Escola é condenada a indenizar família por taxar aluno de “menino-bomba”

Áudio de diretora em grupo de pais expôs estudante de 11 anos que sofria bullying

Anahi Zurutuza | 22/03/2023 20:12
Viatura da Polícia Civil em frente à Escola Paulo Freire (hoje Master); policiais acompanharam a chegada dos alunos no dia 12 de abril de 2019. (Foto: Henrique Kawaminami/Arquivo)  
Viatura da Polícia Civil em frente à Escola Paulo Freire (hoje Master); policiais acompanharam a chegada dos alunos no dia 12 de abril de 2019. (Foto: Henrique Kawaminami/Arquivo)

Uma das mais conhecidas escolas particulares de Campo Grande foi condenada a indenizar família por medida considerada “desproporcional” em episódio envolvendo o estudante, em 2019. O Colégio Master – antigo Paulo Freire – terá de pagar R$ 30 mil ao ex-aluno e aos pais dele pelos danos morais, caso o valor ou a sentença não sejam revistos em outras instâncias.

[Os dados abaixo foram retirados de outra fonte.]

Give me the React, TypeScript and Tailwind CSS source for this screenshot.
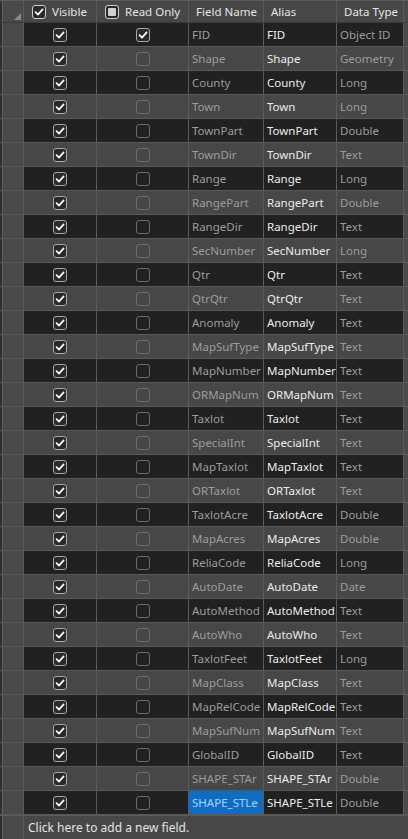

A família decidiu processar a escola depois que o então aluno, um garoto de 11 anos, matriculado no 7º ano do Ensino Fundamental, teve detalhes da vida expostos em áudio enviado pela diretora da escola, Adelina Spengler, em grupo de pais no WhatsApp. O garoto, que sofria bullying por estar acima do peso, havia feito ameaça de matar colegas, professores e funcionários e o aviso de uma mãe causou pânico.

A notícia de que o menino teria verbalizado a intenção de cometer o atentado surgiu depois que ele teria avisado uma amiga para não ir à aula no dia seguinte. Naquela semana, de abril de 2019, pais foram à escola buscar os filhos mais cedo e pediram reunião com a diretora para exigir a expulsão do estudante. Também procuraram a polícia.

Adelina argumentou no processo que gravou o áudio com a intenção de acalmar os responsáveis pelos alunos, mas o juiz Marcel Henry Batista de Arruda, da 11ª Vara Cível da Capital, entendeu terem sido demonstradas ao longo do processo “nítidas evidências de que a aludida diretora expôs detalhes da vida privada do estudante em medida que extrapola a razoabilidade e proporcionalidade que a situação, delicada por si só, exigia à época dos fatos”.

O magistrado considerou haver dano moral em razão da “desnecessária exposição”. “É certo que, muito embora a requerida [defesa da instituição de ensino] sustentar que a diretora apenas pretendia acalmar os pais dos demais alunos que estavam angustiados com a hipótese de haver um ataque na Escola Paulo Freire, revela-se abusiva e desarrazoada a descrição de fatos íntimos e personalíssimos dos autores”, diz trecho da decisão a qual o Campo Grande News teve acesso.

Mãe deixando a escola de mãos dadas com um dos alunos antes do término das aulas, no dia 11 de abril; outros pais fizeram o mesmo ao saberem do "possível atentado". (Foto: Campo Grande News/Arquivo)
Mãe deixando a escola de mãos dadas com um dos alunos antes do término das aulas, no dia 11 de abril; outros pais fizeram o mesmo ao saberem do "possível atentado". (Foto: Campo Grande News/Arquivo)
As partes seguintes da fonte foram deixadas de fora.